5. **Answer the questions:**
(a) The rate at which the y-coordinate is changing is $-\frac{60}{7}$ units/s.
(b) Since $\frac{dy}{dt}$ is a negative number ($-\frac{60}{7}$ is less than zero), it means the y-coordinate is getting smaller. If the y-coordinate is decreasing, the particle is **falling** at that instant.

Alternative answer

Answer:
(a) The y-coordinate is changing at a rate of $-\frac{60}{7}$ units/s.
(b) The particle is falling. Explain
This is a question about how fast things change when they are connected by a special rule, like an equation! It's called "related rates." We have an equation that shows how 'x' and 'y' are linked. When 'x' changes, 'y' also changes, and we want to find out how quickly 'y' changes when we know how quickly 'x' changes.

The solving step is:

1. **Understand the Connection:** We're given the equation $\frac{xy^3}{1+y^2} = \frac{8}{5}$. This equation is like a secret rule that 'x' and 'y' must always follow.
2. **Think about Change:** We know how fast 'x' is changing ($\frac{dx}{dt} = 6$ units/s) and we want to find how fast 'y' is changing ($\frac{dy}{dt}$). Since both 'x' and 'y' are moving, we need a way to link their speeds.
3. **Use a Special Trick (Differentiation):** We use a math trick called "differentiation with respect to time" on both sides of our equation. This helps us see how all the rates of change are connected.
* The right side of the equation is just a number ($\frac{8}{5}$), so its change is 0.
* For the left side, $\frac{xy^3}{1+y^2}$, it's a bit more involved because it has both 'x' and 'y' in it. We have to use rules like the "product rule" (for $xy^3$) and the "quotient rule" (for the fraction) to figure out its change. When we differentiate 'x', we write $\frac{dx}{dt}$. When we differentiate 'y', we write $\frac{dy}{dt}$.
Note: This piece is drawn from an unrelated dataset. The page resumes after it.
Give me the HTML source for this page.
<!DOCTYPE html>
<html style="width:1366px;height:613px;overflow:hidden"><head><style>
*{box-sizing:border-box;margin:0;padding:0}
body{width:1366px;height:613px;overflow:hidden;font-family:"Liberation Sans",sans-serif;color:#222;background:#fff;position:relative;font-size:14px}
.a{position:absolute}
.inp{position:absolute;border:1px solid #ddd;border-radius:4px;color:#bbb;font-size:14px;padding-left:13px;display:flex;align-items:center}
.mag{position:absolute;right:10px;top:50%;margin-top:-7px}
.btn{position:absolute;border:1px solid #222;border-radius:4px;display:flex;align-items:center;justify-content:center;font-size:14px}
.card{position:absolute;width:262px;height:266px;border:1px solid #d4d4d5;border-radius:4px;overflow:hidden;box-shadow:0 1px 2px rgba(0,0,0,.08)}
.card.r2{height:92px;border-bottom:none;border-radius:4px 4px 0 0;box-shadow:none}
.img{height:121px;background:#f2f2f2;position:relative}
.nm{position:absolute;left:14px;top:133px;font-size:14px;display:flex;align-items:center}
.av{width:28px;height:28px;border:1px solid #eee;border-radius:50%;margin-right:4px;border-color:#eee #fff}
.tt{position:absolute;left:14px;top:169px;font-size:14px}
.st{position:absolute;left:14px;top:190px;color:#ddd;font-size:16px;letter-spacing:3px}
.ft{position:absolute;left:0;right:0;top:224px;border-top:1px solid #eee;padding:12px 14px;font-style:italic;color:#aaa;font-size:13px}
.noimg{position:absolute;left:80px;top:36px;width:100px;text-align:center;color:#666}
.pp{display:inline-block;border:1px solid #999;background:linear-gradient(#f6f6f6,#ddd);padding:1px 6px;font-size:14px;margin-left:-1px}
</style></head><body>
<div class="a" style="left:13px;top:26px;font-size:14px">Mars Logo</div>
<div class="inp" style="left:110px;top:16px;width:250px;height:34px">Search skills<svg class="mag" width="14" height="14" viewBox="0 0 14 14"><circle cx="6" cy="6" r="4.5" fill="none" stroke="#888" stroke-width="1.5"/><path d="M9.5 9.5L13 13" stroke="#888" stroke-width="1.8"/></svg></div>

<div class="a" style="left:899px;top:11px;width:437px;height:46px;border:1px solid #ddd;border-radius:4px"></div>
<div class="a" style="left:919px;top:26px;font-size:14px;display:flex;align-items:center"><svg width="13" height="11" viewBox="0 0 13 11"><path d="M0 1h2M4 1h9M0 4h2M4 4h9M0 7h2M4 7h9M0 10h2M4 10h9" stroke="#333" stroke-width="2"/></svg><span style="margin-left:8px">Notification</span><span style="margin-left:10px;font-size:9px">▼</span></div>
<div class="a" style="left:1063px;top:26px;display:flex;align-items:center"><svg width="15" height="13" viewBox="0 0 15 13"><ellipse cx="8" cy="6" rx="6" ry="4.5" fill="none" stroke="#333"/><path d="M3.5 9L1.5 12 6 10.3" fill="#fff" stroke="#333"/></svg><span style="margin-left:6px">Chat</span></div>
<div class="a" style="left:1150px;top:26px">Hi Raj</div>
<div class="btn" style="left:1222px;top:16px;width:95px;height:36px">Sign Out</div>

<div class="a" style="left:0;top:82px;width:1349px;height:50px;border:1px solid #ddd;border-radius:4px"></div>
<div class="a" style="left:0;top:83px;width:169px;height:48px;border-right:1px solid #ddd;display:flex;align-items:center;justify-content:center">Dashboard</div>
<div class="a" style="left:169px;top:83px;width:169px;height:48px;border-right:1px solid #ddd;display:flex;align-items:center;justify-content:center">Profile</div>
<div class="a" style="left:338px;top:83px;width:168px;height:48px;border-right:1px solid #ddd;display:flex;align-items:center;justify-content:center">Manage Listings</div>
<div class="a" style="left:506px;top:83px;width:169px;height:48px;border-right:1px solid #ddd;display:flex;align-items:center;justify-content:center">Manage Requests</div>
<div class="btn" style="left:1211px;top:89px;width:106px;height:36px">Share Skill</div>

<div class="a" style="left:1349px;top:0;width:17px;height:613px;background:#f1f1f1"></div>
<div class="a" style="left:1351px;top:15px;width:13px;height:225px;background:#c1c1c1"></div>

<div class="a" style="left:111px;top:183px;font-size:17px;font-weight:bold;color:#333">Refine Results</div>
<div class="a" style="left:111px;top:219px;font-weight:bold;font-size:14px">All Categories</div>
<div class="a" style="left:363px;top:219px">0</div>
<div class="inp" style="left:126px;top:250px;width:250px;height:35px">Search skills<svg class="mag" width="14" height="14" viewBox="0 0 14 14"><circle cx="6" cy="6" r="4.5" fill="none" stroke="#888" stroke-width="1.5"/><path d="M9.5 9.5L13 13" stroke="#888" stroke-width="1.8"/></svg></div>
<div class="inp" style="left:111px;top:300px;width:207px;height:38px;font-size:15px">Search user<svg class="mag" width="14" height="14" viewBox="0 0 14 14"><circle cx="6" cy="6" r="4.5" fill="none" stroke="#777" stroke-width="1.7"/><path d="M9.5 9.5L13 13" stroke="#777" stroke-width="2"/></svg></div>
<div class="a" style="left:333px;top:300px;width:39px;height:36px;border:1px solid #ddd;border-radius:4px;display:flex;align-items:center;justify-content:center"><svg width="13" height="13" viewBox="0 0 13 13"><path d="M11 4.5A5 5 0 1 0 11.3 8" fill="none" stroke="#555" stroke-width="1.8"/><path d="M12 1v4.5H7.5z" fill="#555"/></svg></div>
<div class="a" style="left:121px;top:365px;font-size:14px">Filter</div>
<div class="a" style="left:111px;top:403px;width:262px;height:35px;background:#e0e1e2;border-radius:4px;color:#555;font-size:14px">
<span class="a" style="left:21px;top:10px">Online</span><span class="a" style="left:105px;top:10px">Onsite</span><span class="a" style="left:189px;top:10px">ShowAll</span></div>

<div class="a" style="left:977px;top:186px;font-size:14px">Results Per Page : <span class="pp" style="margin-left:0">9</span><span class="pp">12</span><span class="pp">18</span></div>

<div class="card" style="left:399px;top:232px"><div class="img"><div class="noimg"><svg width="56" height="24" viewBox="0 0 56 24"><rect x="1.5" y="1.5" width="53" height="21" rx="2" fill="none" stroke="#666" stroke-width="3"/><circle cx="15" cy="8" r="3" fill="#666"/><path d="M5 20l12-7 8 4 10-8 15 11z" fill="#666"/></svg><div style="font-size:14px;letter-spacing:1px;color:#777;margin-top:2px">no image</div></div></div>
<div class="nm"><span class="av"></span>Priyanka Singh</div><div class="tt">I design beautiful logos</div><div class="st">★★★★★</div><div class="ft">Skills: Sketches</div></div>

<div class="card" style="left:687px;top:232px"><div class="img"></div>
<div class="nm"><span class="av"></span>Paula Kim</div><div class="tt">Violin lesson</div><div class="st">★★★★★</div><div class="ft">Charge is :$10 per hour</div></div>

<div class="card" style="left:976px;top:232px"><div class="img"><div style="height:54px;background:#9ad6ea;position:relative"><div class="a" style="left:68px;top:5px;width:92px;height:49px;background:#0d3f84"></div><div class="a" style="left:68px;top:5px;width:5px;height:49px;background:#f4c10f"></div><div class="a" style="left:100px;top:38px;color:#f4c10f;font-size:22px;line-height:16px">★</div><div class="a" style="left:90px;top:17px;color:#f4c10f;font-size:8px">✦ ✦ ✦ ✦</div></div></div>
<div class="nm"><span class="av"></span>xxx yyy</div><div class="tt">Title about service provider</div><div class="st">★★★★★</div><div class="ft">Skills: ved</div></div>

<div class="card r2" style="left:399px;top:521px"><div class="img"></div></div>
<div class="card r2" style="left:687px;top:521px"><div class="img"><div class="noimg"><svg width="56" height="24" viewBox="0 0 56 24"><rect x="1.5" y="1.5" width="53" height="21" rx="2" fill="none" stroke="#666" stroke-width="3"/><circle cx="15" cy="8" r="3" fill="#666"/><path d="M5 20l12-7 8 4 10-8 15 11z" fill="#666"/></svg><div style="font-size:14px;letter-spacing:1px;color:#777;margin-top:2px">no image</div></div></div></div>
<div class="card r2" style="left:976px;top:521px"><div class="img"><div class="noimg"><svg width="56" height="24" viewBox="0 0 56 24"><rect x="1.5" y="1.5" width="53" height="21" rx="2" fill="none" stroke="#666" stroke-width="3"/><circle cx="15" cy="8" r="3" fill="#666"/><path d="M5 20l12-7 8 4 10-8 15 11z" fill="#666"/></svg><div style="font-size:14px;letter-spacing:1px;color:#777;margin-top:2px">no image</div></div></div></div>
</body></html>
Let's write down the derivative of the left side. It looks big, but it's just following the rules:
$\frac{(y^3 \frac{dx}{dt} + 3xy^2 \frac{dy}{dt})(1+y^2) - (xy^3)(2y \frac{dy}{dt})}{(1+y^2)^2} = 0$

4. **Plug in the Numbers:** We know where the particle is ($x=1, y=2$) and how fast 'x' is changing ($\frac{dx}{dt}=6$). Let's put these numbers into our differentiated equation:
* $y^3 = 2^3 = 8$
* $y^2 = 2^2 = 4$
* $1+y^2 = 1+4 = 5$

So, our equation becomes:
$\frac{(8 \cdot 6 + 3 \cdot 1 \cdot 4 \cdot \frac{dy}{dt})(5) - (1 \cdot 8)(2 \cdot 2 \cdot \frac{dy}{dt})}{(1+2^2)^2} = 0$

Since the bottom part of the fraction $(1+y^2)^2$ can't be zero, the top part must be zero:
$(48 + 12 \frac{dy}{dt})(5) - (8)(4 \frac{dy}{dt}) = 0$

5. **Solve for $\frac{dy}{dt}$:** Now, let's simplify and solve for $\frac{dy}{dt}$ (that's our 'how fast y is changing' value):
$240 + 60 \frac{dy}{dt} - 32 \frac{dy}{dt} = 0$
$240 + (60 - 32) \frac{dy}{dt} = 0$
$240 + 28 \frac{dy}{dt} = 0$
$28 \frac{dy}{dt} = -240$
$\frac{dy}{dt} = -\frac{240}{28}$

Let's simplify the fraction by dividing both numbers by 4:
$\frac{dy}{dt} = -\frac{60}{7}$ units/s

6. **Answer the Questions:**
* (a) The rate of change of the y-coordinate is $-\frac{60}{7}$ units/s.
* (b) Since the value we found for $\frac{dy}{dt}$ is negative ($-\frac{60}{7}$), it means the y-coordinate is getting smaller. When the y-coordinate gets smaller, the particle is moving downwards, or "falling."